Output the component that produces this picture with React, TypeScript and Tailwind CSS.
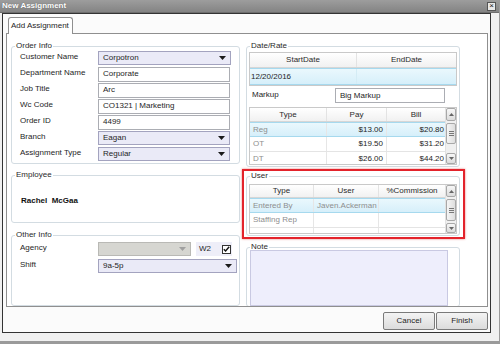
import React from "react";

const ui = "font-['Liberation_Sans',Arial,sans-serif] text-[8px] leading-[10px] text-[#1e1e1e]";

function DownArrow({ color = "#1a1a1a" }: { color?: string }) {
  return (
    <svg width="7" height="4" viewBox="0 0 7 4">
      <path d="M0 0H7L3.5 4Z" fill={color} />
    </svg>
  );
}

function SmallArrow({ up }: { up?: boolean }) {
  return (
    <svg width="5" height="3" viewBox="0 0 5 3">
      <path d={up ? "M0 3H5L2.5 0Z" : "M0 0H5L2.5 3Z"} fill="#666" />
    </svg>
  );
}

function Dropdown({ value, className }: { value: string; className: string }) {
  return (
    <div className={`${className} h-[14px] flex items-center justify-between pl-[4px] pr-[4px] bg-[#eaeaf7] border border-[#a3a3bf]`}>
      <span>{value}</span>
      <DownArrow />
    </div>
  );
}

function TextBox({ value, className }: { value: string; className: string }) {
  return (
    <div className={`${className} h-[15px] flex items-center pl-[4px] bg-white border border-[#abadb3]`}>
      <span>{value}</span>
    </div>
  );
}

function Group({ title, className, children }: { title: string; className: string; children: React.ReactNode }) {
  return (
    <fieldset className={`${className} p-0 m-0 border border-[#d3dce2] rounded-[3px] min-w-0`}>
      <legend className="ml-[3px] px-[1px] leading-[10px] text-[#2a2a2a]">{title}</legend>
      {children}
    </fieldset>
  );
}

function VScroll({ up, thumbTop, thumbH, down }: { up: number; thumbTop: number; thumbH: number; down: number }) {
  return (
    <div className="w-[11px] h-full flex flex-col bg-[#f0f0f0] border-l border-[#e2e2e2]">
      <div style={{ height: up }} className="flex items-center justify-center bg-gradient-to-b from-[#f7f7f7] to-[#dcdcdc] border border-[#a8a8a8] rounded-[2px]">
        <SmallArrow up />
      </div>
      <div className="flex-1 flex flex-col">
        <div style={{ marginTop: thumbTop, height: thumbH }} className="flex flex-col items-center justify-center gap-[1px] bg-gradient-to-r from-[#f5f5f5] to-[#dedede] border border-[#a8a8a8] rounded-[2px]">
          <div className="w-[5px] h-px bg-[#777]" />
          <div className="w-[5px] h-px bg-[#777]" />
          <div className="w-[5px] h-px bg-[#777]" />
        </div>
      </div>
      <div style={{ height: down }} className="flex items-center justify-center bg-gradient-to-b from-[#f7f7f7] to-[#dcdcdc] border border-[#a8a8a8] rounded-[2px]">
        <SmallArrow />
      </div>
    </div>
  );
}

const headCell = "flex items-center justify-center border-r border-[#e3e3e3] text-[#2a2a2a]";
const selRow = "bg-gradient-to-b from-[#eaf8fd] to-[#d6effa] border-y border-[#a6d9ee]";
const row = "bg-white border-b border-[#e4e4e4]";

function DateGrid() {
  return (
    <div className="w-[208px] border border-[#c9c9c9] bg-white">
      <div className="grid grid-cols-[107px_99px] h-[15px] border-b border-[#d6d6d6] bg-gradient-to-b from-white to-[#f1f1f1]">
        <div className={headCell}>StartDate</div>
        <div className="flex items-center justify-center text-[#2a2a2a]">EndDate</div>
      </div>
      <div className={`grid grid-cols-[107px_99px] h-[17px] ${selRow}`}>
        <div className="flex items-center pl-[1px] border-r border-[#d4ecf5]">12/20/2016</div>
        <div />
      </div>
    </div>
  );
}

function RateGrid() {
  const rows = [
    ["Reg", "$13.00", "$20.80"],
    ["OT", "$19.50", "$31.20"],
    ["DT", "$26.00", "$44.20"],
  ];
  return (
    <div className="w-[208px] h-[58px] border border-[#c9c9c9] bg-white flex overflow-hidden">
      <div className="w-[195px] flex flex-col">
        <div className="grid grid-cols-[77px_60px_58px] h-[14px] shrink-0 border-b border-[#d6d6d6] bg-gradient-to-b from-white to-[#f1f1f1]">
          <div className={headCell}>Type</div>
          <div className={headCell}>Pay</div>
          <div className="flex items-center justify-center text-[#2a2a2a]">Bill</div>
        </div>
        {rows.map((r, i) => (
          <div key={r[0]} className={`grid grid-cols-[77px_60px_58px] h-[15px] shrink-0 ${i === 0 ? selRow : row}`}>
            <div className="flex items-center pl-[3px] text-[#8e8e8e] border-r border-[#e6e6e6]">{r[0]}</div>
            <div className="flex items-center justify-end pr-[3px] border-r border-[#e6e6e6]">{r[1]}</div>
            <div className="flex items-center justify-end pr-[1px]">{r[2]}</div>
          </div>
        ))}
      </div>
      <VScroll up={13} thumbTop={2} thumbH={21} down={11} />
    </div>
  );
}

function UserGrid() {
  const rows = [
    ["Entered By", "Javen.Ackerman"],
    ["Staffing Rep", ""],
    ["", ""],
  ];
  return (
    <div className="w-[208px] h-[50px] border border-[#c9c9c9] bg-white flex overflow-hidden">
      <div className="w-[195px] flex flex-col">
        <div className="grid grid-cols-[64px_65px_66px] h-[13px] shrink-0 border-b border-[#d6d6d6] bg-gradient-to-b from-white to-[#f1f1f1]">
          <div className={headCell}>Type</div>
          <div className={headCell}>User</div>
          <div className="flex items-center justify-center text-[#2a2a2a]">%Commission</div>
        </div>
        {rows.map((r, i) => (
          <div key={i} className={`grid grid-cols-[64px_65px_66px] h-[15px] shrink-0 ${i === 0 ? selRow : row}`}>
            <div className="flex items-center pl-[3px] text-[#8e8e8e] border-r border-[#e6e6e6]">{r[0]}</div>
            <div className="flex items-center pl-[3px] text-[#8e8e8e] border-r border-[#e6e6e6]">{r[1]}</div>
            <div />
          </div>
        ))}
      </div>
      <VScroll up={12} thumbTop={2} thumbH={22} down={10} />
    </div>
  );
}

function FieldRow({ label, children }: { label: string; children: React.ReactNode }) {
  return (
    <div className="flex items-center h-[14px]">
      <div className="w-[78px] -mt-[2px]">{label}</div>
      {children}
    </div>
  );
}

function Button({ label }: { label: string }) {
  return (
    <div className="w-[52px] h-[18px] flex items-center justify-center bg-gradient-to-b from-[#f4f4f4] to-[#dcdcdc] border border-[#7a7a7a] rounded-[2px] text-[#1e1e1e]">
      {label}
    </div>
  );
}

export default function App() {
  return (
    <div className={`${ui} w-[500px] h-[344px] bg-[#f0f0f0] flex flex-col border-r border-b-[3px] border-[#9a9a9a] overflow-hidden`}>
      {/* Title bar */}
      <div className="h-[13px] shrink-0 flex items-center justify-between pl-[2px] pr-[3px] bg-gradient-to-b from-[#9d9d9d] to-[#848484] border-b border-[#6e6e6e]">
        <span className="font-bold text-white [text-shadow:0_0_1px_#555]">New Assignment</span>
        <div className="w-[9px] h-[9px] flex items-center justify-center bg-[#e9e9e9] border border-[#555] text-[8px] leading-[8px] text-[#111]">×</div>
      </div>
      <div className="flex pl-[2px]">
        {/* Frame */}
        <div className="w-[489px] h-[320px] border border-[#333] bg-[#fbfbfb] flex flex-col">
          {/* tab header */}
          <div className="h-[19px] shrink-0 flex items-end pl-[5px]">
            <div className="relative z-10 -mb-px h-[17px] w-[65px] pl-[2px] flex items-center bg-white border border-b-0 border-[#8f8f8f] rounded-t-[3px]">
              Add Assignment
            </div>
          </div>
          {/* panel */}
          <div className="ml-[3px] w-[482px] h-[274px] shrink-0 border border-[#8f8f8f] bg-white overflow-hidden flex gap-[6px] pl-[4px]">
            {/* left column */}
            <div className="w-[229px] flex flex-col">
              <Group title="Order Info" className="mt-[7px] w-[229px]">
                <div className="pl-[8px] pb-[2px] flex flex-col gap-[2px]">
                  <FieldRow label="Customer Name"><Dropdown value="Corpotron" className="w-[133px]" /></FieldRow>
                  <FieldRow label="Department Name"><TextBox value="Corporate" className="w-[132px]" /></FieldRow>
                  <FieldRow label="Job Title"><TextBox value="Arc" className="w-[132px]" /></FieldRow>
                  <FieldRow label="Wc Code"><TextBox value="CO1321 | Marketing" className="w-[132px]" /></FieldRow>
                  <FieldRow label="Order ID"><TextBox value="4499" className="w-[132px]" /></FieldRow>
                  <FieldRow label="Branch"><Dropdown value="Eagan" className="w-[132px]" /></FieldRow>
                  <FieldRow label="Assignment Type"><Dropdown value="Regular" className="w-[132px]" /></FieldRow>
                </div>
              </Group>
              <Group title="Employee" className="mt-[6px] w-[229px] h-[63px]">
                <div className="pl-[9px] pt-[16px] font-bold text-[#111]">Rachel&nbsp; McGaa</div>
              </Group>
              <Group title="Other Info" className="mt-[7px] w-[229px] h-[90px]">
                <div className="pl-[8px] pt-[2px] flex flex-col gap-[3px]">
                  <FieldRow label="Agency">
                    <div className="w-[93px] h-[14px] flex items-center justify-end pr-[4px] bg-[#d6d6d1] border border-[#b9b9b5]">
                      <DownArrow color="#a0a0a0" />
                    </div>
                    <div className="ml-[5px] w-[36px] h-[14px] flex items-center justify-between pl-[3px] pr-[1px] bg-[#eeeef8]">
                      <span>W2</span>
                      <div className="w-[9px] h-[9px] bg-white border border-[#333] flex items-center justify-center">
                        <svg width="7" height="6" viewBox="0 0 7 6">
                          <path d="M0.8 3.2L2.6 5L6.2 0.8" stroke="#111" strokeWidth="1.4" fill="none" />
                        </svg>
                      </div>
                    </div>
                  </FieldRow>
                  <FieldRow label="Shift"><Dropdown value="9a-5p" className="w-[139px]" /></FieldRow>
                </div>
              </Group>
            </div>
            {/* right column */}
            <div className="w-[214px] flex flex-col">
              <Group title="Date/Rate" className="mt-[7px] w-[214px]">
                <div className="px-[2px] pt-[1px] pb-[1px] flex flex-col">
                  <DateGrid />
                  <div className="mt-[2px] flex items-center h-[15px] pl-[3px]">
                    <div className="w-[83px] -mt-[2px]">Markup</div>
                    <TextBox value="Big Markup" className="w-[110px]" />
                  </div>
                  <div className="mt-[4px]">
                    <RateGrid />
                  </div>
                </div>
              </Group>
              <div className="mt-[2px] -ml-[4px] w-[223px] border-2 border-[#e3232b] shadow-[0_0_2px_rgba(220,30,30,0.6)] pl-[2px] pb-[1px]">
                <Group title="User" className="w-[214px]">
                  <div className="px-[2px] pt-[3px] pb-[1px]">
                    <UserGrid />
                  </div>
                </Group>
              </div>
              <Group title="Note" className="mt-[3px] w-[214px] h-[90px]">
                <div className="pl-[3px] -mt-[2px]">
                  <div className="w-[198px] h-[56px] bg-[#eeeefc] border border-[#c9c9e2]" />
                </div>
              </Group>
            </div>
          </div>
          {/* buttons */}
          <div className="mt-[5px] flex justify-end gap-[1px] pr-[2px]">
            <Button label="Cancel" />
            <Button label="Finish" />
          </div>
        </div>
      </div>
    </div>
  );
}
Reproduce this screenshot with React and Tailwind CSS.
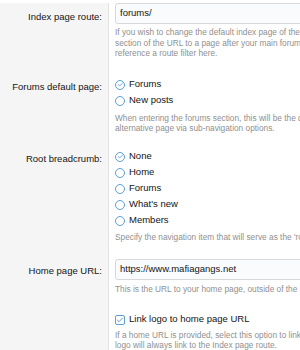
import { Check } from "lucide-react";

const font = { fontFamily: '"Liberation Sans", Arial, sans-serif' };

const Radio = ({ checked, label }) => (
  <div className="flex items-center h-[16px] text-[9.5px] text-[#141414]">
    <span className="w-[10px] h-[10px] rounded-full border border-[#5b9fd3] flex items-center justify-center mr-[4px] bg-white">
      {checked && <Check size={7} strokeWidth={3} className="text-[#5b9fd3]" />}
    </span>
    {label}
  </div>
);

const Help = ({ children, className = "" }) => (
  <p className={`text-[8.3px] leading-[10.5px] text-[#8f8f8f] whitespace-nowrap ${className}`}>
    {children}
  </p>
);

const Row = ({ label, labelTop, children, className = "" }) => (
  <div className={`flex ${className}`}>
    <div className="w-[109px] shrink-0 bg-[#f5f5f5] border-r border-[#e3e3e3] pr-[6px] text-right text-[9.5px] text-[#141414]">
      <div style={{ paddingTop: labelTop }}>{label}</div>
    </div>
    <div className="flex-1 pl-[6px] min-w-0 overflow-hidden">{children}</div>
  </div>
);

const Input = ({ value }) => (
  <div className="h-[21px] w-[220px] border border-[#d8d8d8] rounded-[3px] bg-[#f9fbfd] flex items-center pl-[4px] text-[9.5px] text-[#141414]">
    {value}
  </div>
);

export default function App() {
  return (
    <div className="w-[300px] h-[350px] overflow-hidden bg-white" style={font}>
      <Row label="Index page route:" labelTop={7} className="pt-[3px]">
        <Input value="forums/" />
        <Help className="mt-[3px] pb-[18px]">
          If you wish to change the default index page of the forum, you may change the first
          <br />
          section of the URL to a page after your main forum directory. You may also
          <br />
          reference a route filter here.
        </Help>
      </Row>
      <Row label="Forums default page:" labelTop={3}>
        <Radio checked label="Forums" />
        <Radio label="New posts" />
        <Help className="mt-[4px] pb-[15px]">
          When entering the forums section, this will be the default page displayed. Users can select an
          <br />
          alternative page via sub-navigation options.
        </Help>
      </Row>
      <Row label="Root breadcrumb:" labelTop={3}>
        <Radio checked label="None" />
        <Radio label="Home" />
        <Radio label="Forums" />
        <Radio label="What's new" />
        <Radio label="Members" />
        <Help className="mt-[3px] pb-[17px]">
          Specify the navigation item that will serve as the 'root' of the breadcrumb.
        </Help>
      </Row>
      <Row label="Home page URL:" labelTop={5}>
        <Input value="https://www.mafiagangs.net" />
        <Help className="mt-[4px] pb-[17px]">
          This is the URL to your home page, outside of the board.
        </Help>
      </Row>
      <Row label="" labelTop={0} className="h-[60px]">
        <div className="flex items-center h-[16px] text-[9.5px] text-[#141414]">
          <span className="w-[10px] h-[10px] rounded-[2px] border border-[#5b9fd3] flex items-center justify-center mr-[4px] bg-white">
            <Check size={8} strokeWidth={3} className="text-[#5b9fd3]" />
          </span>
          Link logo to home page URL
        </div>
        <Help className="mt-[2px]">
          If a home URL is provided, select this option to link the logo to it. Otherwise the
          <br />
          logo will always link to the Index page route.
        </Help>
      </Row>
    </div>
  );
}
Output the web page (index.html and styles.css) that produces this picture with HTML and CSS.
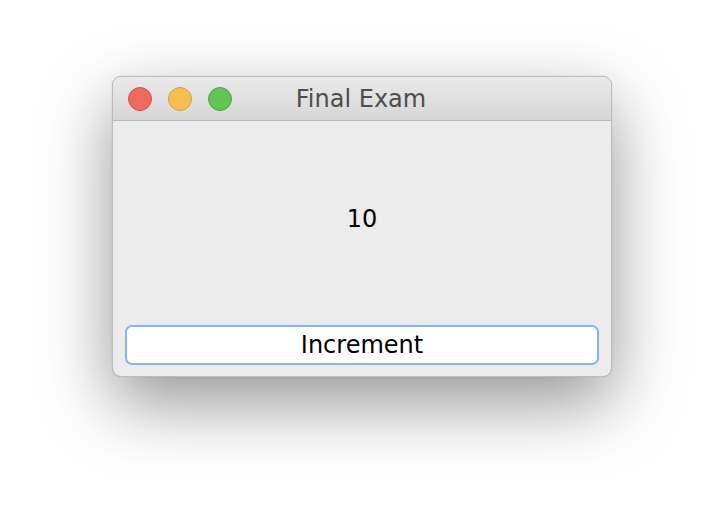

#### TASK OBJECTIVE:
Say how many lines include the word "Tailwind"; reply with the number alone.

#### COMPLETE RESPONSE:
2